The ASC has also launched the first of what Roberts calls "cross-professional educational commitments". This sees the academy working directly with the Chartered Institute of Housing to provide inter-disciplinary training and development to housing professionals involved in delivering sustainable communities. The partnership is the first of several that the academy is proposing with professional bodies, including RICS, the RTPI and the Royal Institute of British Architects. In an interview with Regeneration & Renewal earlier this year, ASC chief executive Gill Taylor revealed that she believes that the ASC will have secured agreements with all ten of the main professional institutions by this Christmas, and that she hopes to start piloting educational materials in 2007.

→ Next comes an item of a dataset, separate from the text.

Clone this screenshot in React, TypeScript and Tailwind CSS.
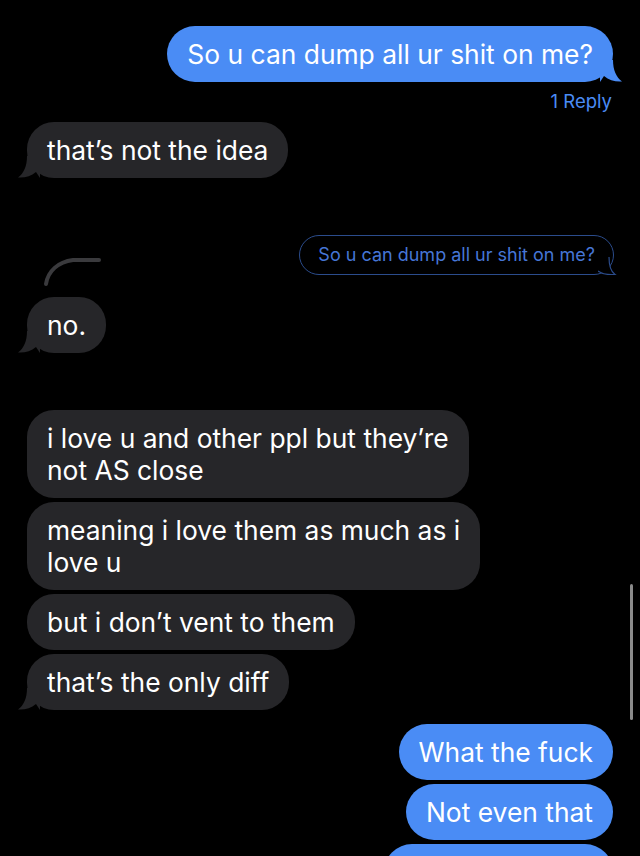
import React from 'react';

const font = { fontFamily: 'Inter, "Noto Sans", sans-serif' };

const LeftTail = () => (
  <svg className="absolute -left-[9px] bottom-0" width="22" height="22" viewBox="0 0 22 22">
    <path d="M9 0 C9 10 6 17 0 21.5 C7 22 13 20 18 16 L22 22 L22 0 Z" fill="#262629" />
  </svg>
);

const RightTail = ({ color, outline }: { color: string; outline?: boolean }) =>
  outline ? (
    <svg className="absolute -right-[7px] -bottom-[1px]" width="22" height="22" viewBox="0 0 22 22">
      <path d="M0 18 C4 21 10 22 17 21.5 C12 18 11 12 11 4" fill="black" stroke={color} strokeWidth="1.2" />
    </svg>
  ) : (
    <svg className="absolute -right-[9px] bottom-0" width="22" height="22" viewBox="0 0 22 22">
      <path d="M13 0 C13 10 16 17 22 21.5 C15 22 9 20 4 16 L0 22 L0 0 Z" fill={color} />
    </svg>
  );

const Gray = ({ children, tail, className = '' }: { children: React.ReactNode; tail?: boolean; className?: string }) => (
  <div className={`relative self-start whitespace-nowrap rounded-[27px] bg-[#262629] px-[20px] py-[12px] text-[26.4px] leading-[32px] text-white ${className}`}>
    {tail && <LeftTail />}
    <span className="relative">{children}</span>
  </div>
);

const Blue = ({ children, tail, className = '' }: { children: React.ReactNode; tail?: boolean; className?: string }) => (
  <div className={`relative self-end whitespace-nowrap rounded-[28px] bg-[#4a8cf5] px-[20px] py-[12px] text-[26.4px] leading-[32px] text-white ${className}`}>
    {tail && <RightTail color="#4a8cf5" />}
    <span className="relative">{children}</span>
  </div>
);

export default function App() {
  return (
    <div className="relative h-[856px] w-[640px] overflow-hidden bg-black" style={font}>
      <div className="flex flex-col px-[27px]">
        <Blue tail className="mt-[26px]">So u can dump all ur shit on me?</Blue>
        <div className="mt-[8px] mr-[1px] self-end text-[18.5px] leading-[22px] text-[#4a8cf5]">1 Reply</div>
        <Gray tail className="mt-[10px]">that’s not the idea</Gray>

        <div className="relative mt-[57px] flex flex-col">
          <div className="relative self-end mr-[-1px] rounded-[21px] border border-[#2b4c8c] px-[18px] py-[8px] text-[18px] leading-[22px] text-[#4676d6]">
            <RightTail color="#2b4c8c" outline />
            <span className="relative">So u can dump all ur shit on me?</span>
          </div>
          <svg className="absolute left-[16px] top-[20px]" width="60" height="32" viewBox="0 0 60 32">
            <path d="M3 29 C5 16 15 7 30 5 L56 5" fill="none" stroke="#3a3a3d" strokeWidth="4" strokeLinecap="round" />
          </svg>
          <Gray tail className="mt-[22px]">no.</Gray>
        </div>

        <Gray className="mt-[57px]">
          i love u and other ppl but they’re
          <br />
          not AS close
        </Gray>
        <Gray className="mt-[4px]">
          meaning i love them as much as i
          <br />
          love u
        </Gray>
        <Gray className="mt-[4px]">but i don’t vent to them</Gray>
        <Gray tail className="mt-[4px]">that’s the only diff</Gray>

        <Blue className="mt-[14px]">What the fuck</Blue>
        <Blue className="mt-[4px]">Not even that</Blue>
        <Blue className="mt-[4px] w-[229px]">&nbsp;</Blue>
      </div>
      <div className="absolute left-[630px] top-[584px] h-[136px] w-[3px] rounded-full bg-[#8a8a8a]" />
    </div>
  );
}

Jess Steele, deputy chief executive of the British Urban Regeneration Association, welcomes the move towards cross-disciplinary learning. "The key skills for successful regeneration are about seeing the big picture, understanding complex interactions and learning from experience," she says. However, she does strike a note of caution: although the theory and practice of regeneration can be studied at university, she adds that it can be "more useful" to learn from experience. "Academic courses can get students thinking about relevant issues, but it's not until they are interacting with real places and schemes that they will become regenerators," she says.

It seems that there is definite movement towards addressing Egan's concerns about a lack of cross-disciplinary knowledge in regeneration. Whether training is developed and delivered through universities or the ASC and the professional institutions, there is some evidence that the paradigm shift that Egan so desired is starting to take place.